-- Begin --

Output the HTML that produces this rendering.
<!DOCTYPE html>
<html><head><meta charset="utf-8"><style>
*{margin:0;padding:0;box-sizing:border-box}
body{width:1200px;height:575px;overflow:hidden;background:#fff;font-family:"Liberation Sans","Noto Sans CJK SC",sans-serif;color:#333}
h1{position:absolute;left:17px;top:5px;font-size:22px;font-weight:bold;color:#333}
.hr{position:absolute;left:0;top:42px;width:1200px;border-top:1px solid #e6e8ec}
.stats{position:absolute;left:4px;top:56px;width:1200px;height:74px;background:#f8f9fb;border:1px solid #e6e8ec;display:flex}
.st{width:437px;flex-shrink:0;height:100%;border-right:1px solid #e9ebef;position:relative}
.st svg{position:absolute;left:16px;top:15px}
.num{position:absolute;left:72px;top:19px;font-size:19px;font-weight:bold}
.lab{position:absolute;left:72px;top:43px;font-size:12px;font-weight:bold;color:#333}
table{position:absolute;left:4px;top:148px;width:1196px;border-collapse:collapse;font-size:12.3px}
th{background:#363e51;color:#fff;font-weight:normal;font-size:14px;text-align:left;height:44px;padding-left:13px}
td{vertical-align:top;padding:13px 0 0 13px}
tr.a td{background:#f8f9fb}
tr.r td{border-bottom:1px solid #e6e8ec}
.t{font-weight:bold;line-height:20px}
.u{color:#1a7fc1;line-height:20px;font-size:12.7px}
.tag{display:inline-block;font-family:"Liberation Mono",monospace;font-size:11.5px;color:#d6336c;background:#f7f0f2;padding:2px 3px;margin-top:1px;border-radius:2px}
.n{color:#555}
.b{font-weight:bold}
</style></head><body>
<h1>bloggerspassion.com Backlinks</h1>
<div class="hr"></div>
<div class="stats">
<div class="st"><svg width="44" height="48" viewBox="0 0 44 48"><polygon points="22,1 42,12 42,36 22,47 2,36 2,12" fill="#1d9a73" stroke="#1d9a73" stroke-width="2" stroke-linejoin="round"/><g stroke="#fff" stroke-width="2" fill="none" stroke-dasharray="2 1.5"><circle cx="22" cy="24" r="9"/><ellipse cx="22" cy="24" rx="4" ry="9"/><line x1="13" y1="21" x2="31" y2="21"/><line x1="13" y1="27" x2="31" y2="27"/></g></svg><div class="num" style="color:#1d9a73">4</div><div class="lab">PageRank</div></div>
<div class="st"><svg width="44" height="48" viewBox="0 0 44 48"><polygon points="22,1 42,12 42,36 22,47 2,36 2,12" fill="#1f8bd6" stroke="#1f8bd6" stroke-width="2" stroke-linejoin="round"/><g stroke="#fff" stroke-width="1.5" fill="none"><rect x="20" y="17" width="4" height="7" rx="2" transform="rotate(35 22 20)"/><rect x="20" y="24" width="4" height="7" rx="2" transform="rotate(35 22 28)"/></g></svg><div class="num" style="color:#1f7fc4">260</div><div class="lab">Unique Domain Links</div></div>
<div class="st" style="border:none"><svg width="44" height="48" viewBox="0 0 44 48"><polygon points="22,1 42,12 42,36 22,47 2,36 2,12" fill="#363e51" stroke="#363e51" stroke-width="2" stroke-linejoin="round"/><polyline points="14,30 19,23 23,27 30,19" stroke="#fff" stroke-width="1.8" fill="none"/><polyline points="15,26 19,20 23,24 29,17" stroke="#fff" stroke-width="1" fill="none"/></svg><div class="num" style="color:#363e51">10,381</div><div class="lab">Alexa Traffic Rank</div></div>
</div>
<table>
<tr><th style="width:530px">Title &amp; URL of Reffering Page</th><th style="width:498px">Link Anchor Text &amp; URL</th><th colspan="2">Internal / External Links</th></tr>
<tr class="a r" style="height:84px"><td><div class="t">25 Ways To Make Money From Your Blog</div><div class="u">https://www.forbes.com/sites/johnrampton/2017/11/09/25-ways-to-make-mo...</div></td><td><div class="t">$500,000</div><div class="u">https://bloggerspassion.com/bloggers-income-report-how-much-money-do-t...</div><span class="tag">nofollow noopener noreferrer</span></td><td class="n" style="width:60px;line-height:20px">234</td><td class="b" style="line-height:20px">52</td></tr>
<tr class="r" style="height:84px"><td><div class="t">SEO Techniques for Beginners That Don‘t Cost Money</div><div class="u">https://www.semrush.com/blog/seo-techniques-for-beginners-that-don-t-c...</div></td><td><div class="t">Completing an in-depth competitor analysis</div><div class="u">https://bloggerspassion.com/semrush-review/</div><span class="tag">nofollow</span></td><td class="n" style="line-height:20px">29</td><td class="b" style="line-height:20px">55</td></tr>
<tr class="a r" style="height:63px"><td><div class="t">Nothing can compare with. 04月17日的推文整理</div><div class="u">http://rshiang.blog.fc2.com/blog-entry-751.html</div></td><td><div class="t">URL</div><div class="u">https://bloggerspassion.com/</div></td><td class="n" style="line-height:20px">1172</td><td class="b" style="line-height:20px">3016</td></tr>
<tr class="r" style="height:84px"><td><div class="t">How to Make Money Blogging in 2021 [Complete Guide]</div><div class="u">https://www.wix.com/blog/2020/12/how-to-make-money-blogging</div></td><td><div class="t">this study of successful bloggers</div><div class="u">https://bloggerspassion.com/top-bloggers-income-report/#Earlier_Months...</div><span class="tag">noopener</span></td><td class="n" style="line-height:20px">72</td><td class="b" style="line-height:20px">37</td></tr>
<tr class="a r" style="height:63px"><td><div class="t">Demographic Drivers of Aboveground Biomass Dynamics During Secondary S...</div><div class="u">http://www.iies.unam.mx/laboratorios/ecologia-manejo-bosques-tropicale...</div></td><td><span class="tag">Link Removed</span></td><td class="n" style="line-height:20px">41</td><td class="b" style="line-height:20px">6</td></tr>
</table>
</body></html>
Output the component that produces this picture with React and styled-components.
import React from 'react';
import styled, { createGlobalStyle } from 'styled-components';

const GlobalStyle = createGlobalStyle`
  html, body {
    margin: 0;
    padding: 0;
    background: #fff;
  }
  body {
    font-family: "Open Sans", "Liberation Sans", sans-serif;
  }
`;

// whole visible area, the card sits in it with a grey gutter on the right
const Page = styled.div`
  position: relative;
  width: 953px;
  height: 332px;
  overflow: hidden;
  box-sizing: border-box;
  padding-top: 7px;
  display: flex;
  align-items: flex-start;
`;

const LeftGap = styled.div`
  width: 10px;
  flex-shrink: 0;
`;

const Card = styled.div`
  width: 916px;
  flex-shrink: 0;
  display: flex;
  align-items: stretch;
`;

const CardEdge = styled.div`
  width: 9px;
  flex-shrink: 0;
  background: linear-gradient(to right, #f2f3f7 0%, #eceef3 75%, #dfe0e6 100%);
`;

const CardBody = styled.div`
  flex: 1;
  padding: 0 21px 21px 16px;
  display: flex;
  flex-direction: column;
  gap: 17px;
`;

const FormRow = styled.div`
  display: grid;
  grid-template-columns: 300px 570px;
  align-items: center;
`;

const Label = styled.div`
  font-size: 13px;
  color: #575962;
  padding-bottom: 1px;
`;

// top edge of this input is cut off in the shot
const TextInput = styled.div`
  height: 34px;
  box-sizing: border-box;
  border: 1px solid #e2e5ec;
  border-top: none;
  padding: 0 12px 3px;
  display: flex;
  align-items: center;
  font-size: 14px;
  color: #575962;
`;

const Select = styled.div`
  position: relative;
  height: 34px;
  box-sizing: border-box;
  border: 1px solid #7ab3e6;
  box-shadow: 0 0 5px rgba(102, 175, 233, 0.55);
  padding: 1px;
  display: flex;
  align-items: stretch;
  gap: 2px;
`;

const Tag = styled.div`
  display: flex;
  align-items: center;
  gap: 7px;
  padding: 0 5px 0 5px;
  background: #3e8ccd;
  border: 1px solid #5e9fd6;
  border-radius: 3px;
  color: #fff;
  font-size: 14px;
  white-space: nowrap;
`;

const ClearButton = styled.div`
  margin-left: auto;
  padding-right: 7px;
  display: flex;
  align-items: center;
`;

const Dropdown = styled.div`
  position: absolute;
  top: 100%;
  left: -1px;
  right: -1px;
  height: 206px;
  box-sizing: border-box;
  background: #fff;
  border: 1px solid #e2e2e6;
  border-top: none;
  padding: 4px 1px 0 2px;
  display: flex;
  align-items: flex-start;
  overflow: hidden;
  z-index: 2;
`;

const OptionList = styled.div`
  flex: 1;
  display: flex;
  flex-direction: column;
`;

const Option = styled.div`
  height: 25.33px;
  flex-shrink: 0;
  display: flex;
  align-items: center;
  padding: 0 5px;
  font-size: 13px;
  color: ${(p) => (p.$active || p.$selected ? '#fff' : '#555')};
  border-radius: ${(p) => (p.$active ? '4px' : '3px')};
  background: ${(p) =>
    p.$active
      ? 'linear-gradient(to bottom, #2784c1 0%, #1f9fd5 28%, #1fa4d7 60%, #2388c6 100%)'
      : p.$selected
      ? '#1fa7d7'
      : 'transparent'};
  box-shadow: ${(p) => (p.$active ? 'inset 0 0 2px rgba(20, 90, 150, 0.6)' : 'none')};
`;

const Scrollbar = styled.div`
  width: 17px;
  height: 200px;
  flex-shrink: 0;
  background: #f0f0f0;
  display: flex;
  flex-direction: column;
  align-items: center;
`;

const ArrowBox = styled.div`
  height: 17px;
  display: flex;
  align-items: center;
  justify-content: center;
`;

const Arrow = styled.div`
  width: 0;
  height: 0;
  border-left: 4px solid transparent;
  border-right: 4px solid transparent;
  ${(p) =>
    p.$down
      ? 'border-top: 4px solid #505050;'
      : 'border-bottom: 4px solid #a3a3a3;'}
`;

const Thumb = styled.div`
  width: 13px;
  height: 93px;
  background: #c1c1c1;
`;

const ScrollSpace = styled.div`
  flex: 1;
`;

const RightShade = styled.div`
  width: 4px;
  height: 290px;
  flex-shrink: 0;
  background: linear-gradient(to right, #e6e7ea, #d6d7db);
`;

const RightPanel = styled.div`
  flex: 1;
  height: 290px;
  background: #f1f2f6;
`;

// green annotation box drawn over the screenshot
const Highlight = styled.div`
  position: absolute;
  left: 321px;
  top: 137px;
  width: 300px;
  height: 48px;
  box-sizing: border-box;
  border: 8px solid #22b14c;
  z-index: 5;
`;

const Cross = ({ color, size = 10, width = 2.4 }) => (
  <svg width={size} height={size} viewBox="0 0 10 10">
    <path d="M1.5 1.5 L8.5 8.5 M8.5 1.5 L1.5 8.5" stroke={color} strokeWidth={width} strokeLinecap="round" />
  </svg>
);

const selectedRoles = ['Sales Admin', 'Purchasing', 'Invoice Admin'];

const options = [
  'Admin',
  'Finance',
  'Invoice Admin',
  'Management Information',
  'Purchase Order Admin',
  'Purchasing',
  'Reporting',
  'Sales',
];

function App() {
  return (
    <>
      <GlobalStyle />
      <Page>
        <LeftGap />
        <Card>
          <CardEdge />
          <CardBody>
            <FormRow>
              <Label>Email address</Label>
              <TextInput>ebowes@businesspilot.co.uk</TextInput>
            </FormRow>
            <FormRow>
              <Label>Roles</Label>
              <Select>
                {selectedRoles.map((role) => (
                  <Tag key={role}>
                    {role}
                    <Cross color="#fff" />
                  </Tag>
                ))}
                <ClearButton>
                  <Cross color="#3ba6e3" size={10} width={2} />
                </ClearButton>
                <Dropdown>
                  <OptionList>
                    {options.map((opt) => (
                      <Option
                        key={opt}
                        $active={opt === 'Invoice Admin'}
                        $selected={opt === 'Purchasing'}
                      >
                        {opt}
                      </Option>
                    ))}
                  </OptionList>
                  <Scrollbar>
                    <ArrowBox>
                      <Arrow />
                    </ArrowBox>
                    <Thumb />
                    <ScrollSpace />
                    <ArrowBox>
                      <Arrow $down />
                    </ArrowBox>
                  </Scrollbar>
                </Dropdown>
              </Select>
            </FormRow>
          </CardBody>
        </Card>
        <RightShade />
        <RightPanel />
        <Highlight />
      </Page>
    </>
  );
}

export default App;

-- End --

__Goal__: Pick out and copy the lines of the material that include the word "this".

__Written answer__:
Output the HTML that produces this rendering.
<tr class="r" style="height:84px"><td><div class="t">How to Make Money Blogging in 2021 [Complete Guide]</div><div class="u">https://www.wix.com/blog/2020/12/how-to-make-money-blogging</div></td><td><div class="t">this study of successful bloggers</div><div class="u">https://bloggerspassion.com/top-bloggers-income-report/#Earlier_Months...</div><span class="tag">noopener</span></td><td class="n" style="line-height:20px">72</td><td class="b" style="line-height:20px">37</td></tr>
Output the component that produces this picture with React and styled-components.
// top edge of this input is cut off in the shot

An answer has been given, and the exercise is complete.